### TASK GOAL:
Read the lines below. Copy out any that hold the string "Tailwind".
++++ RECORD LIST ++++
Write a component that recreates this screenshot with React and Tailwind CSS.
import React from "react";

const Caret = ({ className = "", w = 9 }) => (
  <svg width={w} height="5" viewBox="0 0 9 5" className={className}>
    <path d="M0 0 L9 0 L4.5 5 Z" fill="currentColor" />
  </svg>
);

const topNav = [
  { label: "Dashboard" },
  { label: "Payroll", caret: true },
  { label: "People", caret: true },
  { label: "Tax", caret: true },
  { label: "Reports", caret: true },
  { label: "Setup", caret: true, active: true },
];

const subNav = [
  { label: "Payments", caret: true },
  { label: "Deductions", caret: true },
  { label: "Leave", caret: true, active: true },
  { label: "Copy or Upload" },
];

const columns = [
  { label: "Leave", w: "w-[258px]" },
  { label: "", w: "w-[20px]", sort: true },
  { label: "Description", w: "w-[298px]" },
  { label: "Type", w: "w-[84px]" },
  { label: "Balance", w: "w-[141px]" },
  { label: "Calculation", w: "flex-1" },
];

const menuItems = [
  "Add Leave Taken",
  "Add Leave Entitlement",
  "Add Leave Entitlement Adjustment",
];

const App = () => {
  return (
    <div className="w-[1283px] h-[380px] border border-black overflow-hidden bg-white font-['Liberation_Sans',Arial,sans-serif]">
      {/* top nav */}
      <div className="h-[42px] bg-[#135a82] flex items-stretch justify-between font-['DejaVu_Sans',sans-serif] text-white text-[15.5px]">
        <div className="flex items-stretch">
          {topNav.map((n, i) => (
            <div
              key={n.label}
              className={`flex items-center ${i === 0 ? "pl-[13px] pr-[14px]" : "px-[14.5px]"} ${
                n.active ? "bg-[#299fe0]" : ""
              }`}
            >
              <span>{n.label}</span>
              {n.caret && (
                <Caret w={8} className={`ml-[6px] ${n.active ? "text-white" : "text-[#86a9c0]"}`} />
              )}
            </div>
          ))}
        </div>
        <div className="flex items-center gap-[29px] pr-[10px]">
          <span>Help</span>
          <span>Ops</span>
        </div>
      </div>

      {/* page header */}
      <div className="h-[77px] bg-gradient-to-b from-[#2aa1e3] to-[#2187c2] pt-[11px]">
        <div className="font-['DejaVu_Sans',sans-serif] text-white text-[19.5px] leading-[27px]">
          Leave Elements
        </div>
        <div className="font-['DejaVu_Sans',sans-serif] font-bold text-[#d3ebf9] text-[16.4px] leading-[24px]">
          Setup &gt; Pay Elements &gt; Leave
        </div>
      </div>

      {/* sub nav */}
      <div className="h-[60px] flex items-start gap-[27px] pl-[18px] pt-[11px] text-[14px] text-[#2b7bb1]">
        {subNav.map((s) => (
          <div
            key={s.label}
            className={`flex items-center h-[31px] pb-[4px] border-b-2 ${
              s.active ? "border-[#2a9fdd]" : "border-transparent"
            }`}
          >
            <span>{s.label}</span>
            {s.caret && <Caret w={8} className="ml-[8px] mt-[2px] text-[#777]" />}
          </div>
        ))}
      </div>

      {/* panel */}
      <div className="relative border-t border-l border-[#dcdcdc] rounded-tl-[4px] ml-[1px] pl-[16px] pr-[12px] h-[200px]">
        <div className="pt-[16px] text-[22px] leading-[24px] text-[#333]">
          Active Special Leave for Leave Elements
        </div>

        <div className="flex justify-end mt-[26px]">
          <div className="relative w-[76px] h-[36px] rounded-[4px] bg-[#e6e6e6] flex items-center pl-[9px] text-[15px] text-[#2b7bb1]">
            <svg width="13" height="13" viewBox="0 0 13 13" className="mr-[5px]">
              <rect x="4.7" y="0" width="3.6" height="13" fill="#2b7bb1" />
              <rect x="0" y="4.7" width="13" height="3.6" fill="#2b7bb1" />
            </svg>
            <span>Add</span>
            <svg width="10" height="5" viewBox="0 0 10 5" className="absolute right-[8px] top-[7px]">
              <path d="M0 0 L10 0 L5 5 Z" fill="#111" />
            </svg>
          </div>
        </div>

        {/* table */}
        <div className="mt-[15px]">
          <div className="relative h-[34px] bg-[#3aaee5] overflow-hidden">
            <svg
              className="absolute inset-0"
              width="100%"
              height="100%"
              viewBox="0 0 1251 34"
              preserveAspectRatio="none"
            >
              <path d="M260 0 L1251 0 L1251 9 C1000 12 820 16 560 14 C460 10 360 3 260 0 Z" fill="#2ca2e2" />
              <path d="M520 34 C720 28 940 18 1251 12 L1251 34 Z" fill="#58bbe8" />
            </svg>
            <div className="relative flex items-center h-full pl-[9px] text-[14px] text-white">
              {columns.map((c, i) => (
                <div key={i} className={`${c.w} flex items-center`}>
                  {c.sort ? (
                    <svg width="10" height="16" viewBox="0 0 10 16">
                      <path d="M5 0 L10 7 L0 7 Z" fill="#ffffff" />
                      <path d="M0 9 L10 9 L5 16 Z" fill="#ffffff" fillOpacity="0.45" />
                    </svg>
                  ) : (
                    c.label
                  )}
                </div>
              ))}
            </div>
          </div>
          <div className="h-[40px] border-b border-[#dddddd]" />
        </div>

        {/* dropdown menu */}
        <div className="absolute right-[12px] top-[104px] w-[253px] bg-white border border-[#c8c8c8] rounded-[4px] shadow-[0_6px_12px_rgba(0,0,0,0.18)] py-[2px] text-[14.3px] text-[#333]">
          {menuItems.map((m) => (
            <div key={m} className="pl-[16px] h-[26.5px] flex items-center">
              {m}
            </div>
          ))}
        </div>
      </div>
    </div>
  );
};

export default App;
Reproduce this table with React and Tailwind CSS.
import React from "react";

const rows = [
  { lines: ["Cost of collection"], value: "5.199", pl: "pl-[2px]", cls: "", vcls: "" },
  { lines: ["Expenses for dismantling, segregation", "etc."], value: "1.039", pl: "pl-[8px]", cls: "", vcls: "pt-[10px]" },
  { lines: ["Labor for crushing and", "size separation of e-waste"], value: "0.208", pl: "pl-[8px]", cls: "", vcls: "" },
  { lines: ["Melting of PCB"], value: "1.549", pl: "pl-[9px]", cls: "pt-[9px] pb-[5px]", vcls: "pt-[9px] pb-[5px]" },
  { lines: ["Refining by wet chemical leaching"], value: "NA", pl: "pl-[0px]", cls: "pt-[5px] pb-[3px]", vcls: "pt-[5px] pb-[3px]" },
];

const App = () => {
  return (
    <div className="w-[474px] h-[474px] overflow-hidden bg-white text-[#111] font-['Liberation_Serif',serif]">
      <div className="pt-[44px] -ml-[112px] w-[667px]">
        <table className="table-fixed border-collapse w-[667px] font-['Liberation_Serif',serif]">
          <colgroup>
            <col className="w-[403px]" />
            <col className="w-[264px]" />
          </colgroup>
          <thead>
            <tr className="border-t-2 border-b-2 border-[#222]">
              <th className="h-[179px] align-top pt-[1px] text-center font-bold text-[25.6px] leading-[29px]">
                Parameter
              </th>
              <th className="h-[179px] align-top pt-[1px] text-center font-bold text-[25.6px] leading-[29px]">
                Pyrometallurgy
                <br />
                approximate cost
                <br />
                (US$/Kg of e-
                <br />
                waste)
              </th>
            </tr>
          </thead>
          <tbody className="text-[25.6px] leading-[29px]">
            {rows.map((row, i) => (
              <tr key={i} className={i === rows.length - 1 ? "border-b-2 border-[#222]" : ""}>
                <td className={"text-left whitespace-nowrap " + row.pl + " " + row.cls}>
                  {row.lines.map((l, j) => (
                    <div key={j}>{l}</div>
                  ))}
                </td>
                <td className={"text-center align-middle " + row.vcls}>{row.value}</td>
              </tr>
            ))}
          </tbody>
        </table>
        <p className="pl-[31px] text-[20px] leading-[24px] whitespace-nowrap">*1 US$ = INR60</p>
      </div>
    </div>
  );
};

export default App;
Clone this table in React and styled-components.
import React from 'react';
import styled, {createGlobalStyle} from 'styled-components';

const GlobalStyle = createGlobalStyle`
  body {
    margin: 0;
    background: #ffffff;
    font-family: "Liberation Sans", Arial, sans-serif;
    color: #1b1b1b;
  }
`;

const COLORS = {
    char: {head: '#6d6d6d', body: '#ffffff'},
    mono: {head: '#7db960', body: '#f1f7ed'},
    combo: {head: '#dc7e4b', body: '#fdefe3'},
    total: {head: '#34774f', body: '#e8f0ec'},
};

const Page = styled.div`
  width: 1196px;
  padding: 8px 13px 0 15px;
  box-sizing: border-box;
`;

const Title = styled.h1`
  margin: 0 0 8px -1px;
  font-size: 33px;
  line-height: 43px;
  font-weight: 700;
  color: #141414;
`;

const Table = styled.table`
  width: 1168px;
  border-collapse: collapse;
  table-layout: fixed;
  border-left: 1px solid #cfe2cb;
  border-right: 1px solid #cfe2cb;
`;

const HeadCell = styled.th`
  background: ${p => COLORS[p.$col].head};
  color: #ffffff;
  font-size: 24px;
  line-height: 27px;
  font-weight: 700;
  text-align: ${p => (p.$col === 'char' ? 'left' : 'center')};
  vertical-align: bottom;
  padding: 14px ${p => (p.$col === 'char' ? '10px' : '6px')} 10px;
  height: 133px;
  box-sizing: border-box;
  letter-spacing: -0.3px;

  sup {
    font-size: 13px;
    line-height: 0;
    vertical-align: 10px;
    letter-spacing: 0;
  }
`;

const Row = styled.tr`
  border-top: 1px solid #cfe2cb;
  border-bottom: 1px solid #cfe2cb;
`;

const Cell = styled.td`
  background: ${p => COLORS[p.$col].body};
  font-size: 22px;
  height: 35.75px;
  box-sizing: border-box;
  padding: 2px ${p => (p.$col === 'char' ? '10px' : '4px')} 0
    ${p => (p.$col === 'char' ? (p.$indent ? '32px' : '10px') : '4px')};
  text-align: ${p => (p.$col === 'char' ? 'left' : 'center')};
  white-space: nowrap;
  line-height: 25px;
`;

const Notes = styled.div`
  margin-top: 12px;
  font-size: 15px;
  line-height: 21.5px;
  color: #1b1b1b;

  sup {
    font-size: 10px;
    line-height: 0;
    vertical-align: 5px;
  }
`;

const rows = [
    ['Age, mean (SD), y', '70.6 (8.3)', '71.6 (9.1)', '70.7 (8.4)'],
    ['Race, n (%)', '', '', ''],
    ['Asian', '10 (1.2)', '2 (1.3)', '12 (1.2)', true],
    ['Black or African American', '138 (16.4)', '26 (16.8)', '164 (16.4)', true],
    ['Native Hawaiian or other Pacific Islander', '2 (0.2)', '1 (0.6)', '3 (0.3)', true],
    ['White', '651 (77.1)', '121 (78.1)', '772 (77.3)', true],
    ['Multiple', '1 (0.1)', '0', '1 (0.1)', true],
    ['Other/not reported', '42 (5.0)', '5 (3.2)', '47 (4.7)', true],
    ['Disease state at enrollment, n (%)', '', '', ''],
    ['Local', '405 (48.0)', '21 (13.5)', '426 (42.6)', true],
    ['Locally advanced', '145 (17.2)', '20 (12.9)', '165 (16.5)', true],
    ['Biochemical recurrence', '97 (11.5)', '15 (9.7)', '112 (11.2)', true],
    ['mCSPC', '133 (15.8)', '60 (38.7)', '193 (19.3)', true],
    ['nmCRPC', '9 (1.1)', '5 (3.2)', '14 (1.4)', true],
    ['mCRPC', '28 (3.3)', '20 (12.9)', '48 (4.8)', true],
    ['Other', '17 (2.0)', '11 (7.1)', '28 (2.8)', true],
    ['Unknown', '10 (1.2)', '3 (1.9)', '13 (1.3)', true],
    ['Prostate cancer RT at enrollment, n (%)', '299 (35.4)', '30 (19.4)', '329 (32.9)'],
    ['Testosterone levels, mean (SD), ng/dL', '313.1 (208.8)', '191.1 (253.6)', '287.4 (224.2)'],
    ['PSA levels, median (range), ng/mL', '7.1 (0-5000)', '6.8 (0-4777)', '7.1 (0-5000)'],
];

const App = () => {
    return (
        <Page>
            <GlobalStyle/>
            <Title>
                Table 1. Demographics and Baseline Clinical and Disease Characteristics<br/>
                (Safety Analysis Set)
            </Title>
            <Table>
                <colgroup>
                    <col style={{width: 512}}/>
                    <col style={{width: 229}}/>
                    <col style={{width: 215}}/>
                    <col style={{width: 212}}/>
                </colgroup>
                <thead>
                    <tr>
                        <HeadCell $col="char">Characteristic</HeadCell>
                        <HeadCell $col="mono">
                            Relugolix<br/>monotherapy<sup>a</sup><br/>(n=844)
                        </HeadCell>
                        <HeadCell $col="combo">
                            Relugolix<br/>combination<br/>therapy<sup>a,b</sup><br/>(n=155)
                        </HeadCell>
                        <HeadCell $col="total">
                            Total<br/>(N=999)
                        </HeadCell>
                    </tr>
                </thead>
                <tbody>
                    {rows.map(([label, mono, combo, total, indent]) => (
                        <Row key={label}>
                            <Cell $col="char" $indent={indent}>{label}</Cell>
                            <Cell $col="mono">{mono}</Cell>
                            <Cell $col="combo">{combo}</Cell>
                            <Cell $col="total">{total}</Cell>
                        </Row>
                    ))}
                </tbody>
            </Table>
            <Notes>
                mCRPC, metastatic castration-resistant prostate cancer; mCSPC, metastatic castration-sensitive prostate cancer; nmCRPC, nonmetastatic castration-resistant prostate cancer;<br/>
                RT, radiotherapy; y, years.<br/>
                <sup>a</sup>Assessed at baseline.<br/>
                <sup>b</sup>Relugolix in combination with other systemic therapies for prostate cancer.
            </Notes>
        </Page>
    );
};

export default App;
++++
### COMPLETE RESPONSE:
Write a component that recreates this screenshot with React and Tailwind CSS.
Reproduce this table with React and Tailwind CSS.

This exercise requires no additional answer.